▶ _RECORDS_:
###

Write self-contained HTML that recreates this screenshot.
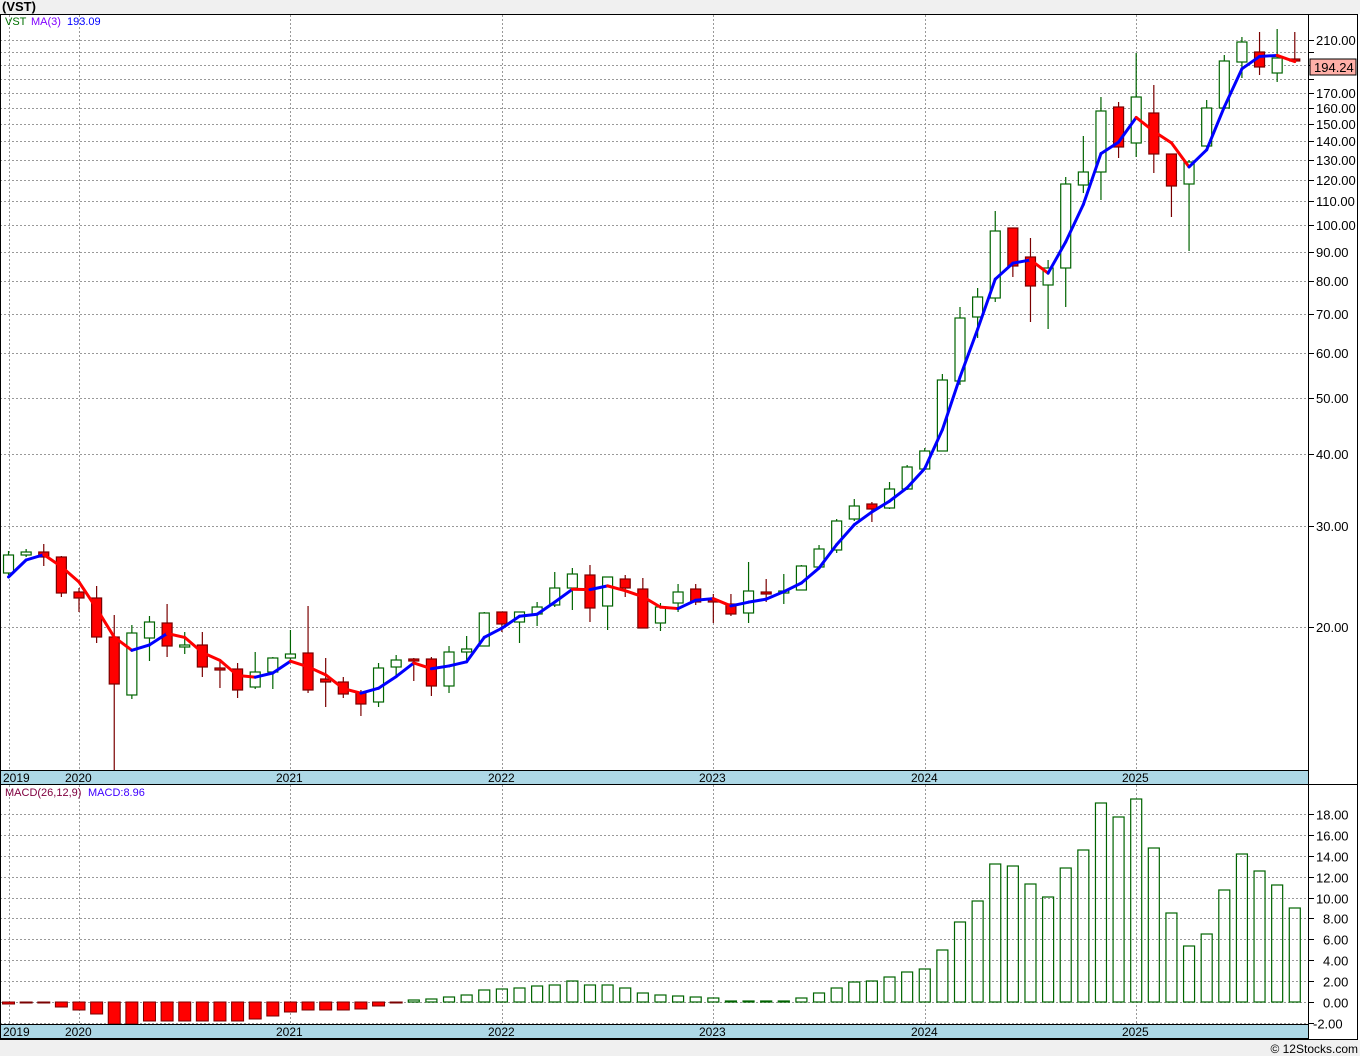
<!DOCTYPE html>
<html><head><meta charset="utf-8"><style>
html,body{margin:0;padding:0;background:#f0f0f0;}
svg{display:block;font-family:"Liberation Sans",sans-serif;}
</style></head><body>
<svg id="s" width="1360" height="1056" xmlns="http://www.w3.org/2000/svg"></svg>
<script>
var S=document.getElementById('s');var o=[];
function yp(p){return 627-574.8*Math.log10(p/20);}
function pv(y){return 20*Math.pow(10,(627-y)/574.8);}
function X(i){return 79+17.62*(i-4);}
o.push('<rect x="0" y="14" width="1360" height="1026" fill="#fff"/>');
o.push('<text x="2" y="11" font-size="13" font-weight="bold" fill="#000">(VST)</text>');
var lv=[20,30,40,50,60,70,80,90,100,110,120,130,140,150,160,170,180,190,200,210];
var lab=[20,30,40,50,60,70,80,90,100,110,120,130,140,150,160,170,210];
lv.forEach(function(p){var y=Math.round(yp(p))+.5;o.push('<line x1="0" x2="1308" y1="'+y+'" y2="'+y+'" stroke="#999" stroke-dasharray="2,2"/>');o.push('<line x1="1308" x2="1314" y1="'+y+'" y2="'+y+'" stroke="#000"/>');});
lab.forEach(function(p){var y=Math.round(yp(p));o.push('<text x="1316" y="'+(y+5)+'" font-size="13" fill="#000">'+p.toFixed(2)+'</text>');});
for(var v=-2;v<=18;v+=2){var y=Math.round(1002-v*10.44)+.5;o.push('<line x1="0" x2="1308" y1="'+y+'" y2="'+y+'" stroke="#999" stroke-dasharray="2,2"/>');o.push('<line x1="1308" x2="1314" y1="'+y+'" y2="'+y+'" stroke="#000"/>');o.push('<text x="'+(v<0?1313:(v>=10?1316:1323))+'" y="'+(y+5)+'" font-size="13" fill="#000">'+v.toFixed(2)+'</text>');}
var G=[9,79,290,502,713,925,1136];
G.forEach(function(x){o.push('<line x1="'+(x+.5)+'" x2="'+(x+.5)+'" y1="15" y2="770" stroke="#999" stroke-dasharray="2,2"/>');o.push('<line x1="'+(x+.5)+'" x2="'+(x+.5)+'" y1="785" y2="1024" stroke="#999" stroke-dasharray="2,2"/>');});
var C=[[551,575,573,555],[549,557,555,552],[544,566,552,557],[556,597,557,593],[588,612,592,598],[586,643,598,637],[615,770,637,684],[625,699,695,633],[616,661,638,622],[604,657,623,646],[632,654,646,645],[632,677,645,667],[662,688,668,670],[663,698,669,690],[652,689,687,672],[657,689,672,658],[630,662,658,654],[606,693,653,690],[658,707,679,682],[677,698,682,694],[690,716,693,704],[663,707,702,668],[655,676,667,660],[658,681,659,661],[657,696,659,686],[646,693,686,652],[636,660,652,649],[612,646,646,613],[612,632,612,624],[612,643,622,612],[602,626,614,607],[572,607,605,588],[568,610,588,574],[565,622,575,608],[577,630,606,577],[575,597,579,588],[578,628,589,628],[603,631,623,607],[584,612,603,592],[584,605,589,602],[594,623,600,602],[594,616,604,614],[562,623,613,591],[579,602,592,593],[574,604,593,591],[565,590,590,566],[545,568,567,549],[519,553,550,521],[499,521,519,506],[502,522,504,509],[482,509,508,489],[465,490,489,467],[448,470,469,451],[374,451,451,380],[307,385,381,318],[288,338,317,297],[211,302,298,231],[228,277,228,266],[238,322,257,286],[260,329,285,268],[177,307,268,184],[136,193,185,172],[97,200,172,111],[102,158,107,147],[53,157,143,97],[85,173,113,154],[154,217,154,186],[160,251,184,162],[100,147,146,108],[55,108,108,61],[37,78,62,42],[32,75,52,67],[29,82,73,58],[32,60,59,60]];
var M=[577,560];for(var i=2;i<C.length;i++){var a=(pv(C[i][3])+pv(C[i-1][3])+pv(C[i-2][3]))/3;M.push(yp(a));}
C.forEach(function(c,i){var x=X(i),up=c[3]<=c[2],col=up?'#006400':'#7a0000';
o.push('<line x1="'+x+'" x2="'+x+'" y1="'+c[0]+'" y2="'+c[1]+'" stroke="'+col+'" stroke-width="1.2"/>');
var t=Math.min(c[2],c[3]),h=Math.max(2,Math.abs(c[2]-c[3]));
o.push('<rect x="'+(x-5)+'" y="'+t+'" width="10" height="'+h+'" fill="'+(up?'#fff':'#f00')+'" stroke="'+col+'" stroke-width="1.2"/>');});
for(var i=1;i<M.length;i++){o.push('<line x1="'+X(i-1)+'" y1="'+M[i-1]+'" x2="'+X(i)+'" y2="'+M[i]+'" stroke="'+(M[i]<=M[i-1]?'#0000ff':'#ff0000')+'" stroke-width="3" stroke-linecap="round"/>');}
var H=[1004,1003,1003,1007,1010,1014,1024,1024,1021,1021,1021,1021,1021,1021,1019,1016,1012,1010,1010,1010,1009,1006,1003,1000,999,997,995,990,989,988,986,985,981,985,985,988,993,995,996,997,998,1001,1001,1001,1001,998,993,988,982,981,977,972,969,950,922,901,864,866,884,897,868,850,803,817,799,848,913,946,934,890,854,871,885,908];
H.forEach(function(y,i){var x=X(i);if(y>1002){o.push('<rect x="'+(x-6)+'" y="1002" width="12" height="'+(y-1002)+'" fill="#f00" stroke="#7a0000"/>');}else if(y<1002){o.push('<rect x="'+(x-5.5)+'" y="'+y+'" width="11" height="'+(1002-y)+'" fill="none" stroke="#006400" stroke-width="1.2"/>');}});
o.push('<rect x="1310" y="59" width="46" height="16" fill="#ffb0a8" stroke="#000"/><text x="1314" y="72" font-size="13">194.24</text>');
o.push('<text x="5" y="25" font-size="11" fill="#007000">VST</text><text x="31" y="25" font-size="11" fill="#8000ff">MA(3)</text><text x="67" y="25" font-size="11" fill="#0000ff">193.09</text>');
o.push('<text x="5" y="796" font-size="11" fill="#800040">MACD(26,12,9)</text><text x="88" y="796" font-size="11" fill="#4000ff">MACD:8.96</text>');
[770,1024].forEach(function(y){o.push('<rect x="0" y="'+y+'" width="1308" height="14" fill="#add8e6"/><line x1="0" x2="1308" y1="'+(y+.5)+'" y2="'+(y+.5)+'" stroke="#000"/><line x1="0" x2="1308" y1="'+(y+14.5)+'" y2="'+(y+14.5)+'" stroke="#000"/>');
[['2019',3],['2020',65],['2021',276],['2022',488],['2023',699],['2024',911],['2025',1122]].forEach(function(l){o.push('<text x="'+l[1]+'" y="'+(y+12)+'" font-size="12" fill="#000">'+l[0]+'</text>');});});
o.push('<rect x="0.5" y="14.5" width="1357" height="1025" fill="none" stroke="#000"/>');
o.push('<line x1="1308.5" x2="1308.5" y1="14" y2="1040" stroke="#000"/>');
o.push('<line x1="0" x2="1358" y1="784.5" y2="784.5" stroke="#000"/>');
o.push('<rect x="0" y="1041" width="1360" height="15" fill="#f0f0f0"/><text x="1358" y="1053" font-size="12" text-anchor="end">© 12Stocks.com</text>');
S.innerHTML=o.join('');
</script>
</body></html>
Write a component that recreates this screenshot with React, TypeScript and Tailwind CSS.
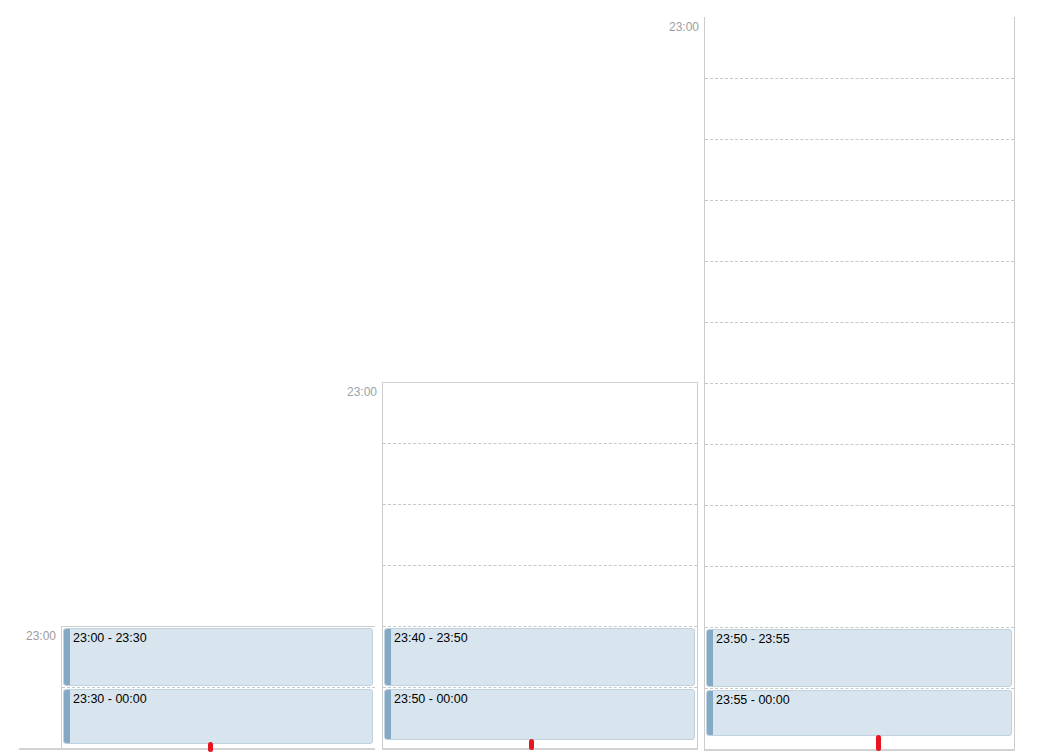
type Ev = { label: string; h: string };

const font = { fontFamily: '"Liberation Sans", Arial, sans-serif' };

function EventBox({ label, h }: Ev) {
  return (
    <div
      className={`ml-[1px] mr-[2px] mt-[1px] ${h} flex rounded-[3px] border border-[#bfd2df] bg-[#d9e5ee] overflow-hidden`}
    >
      <div className="w-[6px] shrink-0 bg-[#84a9c4]" />
      <div className="pl-[3px] pt-[1px] text-[12.5px] leading-4 text-black">{label}</div>
    </div>
  );
}

function Row({ first, solid, children }: { first?: boolean; solid?: boolean; children?: React.ReactNode }) {
  const line = first && !solid ? 'border-t-transparent' : solid ? 'border-t-[#cfcfcf] border-solid' : 'border-t-[#c8c8c8] border-dashed';
  return <div className={`h-[61px] border-t ${line}`}>{children}</div>;
}

export default function App() {
  return (
    <div className="w-[1046px] h-[755px] bg-white flex items-end pl-[19px] pb-[4px] overflow-hidden" style={font}>
      {/* panel 1: 30 min slots */}
      <div className="flex mb-[1px]">
        <div className="w-[42px] pr-[5px] pt-[2px] text-right text-[12px] leading-4 text-[#a09a98] border-b-2 border-[#d2d2d2]">
          23:00
        </div>
        <div className="relative w-[314px] border-l border-l-[#d0d0d0] border-b-2 border-b-[#d2d2d2]">
          <Row solid>
            <EventBox label="23:00 - 23:30" h="h-[58px]" />
          </Row>
          <Row>
            <EventBox label="23:30 - 00:00" h="h-[55px]" />
          </Row>
          <span className="absolute left-[146px] top-[116px] w-[5px] h-[10px] rounded-full bg-[#e8141f]" />
        </div>
      </div>

      {/* panel 2: 10 min slots */}
      <div className="flex -ml-[29px] mb-[1px]">
        <div className="w-[36px] pr-[5px] pt-[2px] text-right text-[12px] leading-4 text-[#9aa3aa]">23:00</div>
        <div className="relative w-[316px] border-x border-x-[#cccccc] border-b-2 border-b-[#d2d2d2]">
          <Row solid />
          <Row />
          <Row />
          <Row />
          <Row>
            <EventBox label="23:40 - 23:50" h="h-[58px]" />
          </Row>
          <Row>
            <EventBox label="23:50 - 00:00" h="h-[51px]" />
          </Row>
          <span className="absolute left-[146px] top-[357px] w-[5px] h-[11px] rounded-full bg-[#e8141f]" />
        </div>
      </div>

      {/* panel 3: 5 min slots */}
      <div className="flex -ml-[30px]">
        <div className="w-[36px] pr-[5px] pt-[2px] text-right text-[12px] leading-4 text-[#9a9fa3]">23:00</div>
        <div className="relative w-[311px] border-x border-x-[#cccccc] border-b-2 border-b-[#d2d2d2]">
          <Row first />
          {Array.from({ length: 9 }).map((_, i) => (
            <Row key={i} />
          ))}
          <Row>
            <EventBox label="23:50 - 23:55" h="h-[58px]" />
          </Row>
          <Row>
            <EventBox label="23:55 - 00:00" h="h-[46px]" />
          </Row>
          <span className="absolute left-[171px] top-[718px] w-[5px] h-[16px] rounded-full bg-[#e8141f]" />
        </div>
      </div>
    </div>
  );
}
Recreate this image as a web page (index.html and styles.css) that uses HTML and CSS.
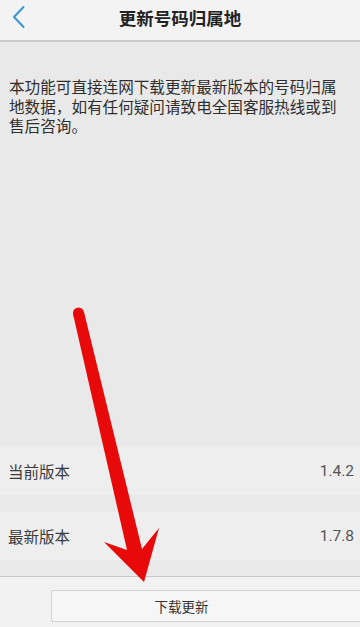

###

▶ _SHORT EXERCISE_: Using the material above, copy every line in which the string "recreates" occurs.

▶ _TASK ANSWER_:
Write self-contained HTML that recreates this screenshot.
Write a component that recreates this screenshot with React, TypeScript and Tailwind CSS.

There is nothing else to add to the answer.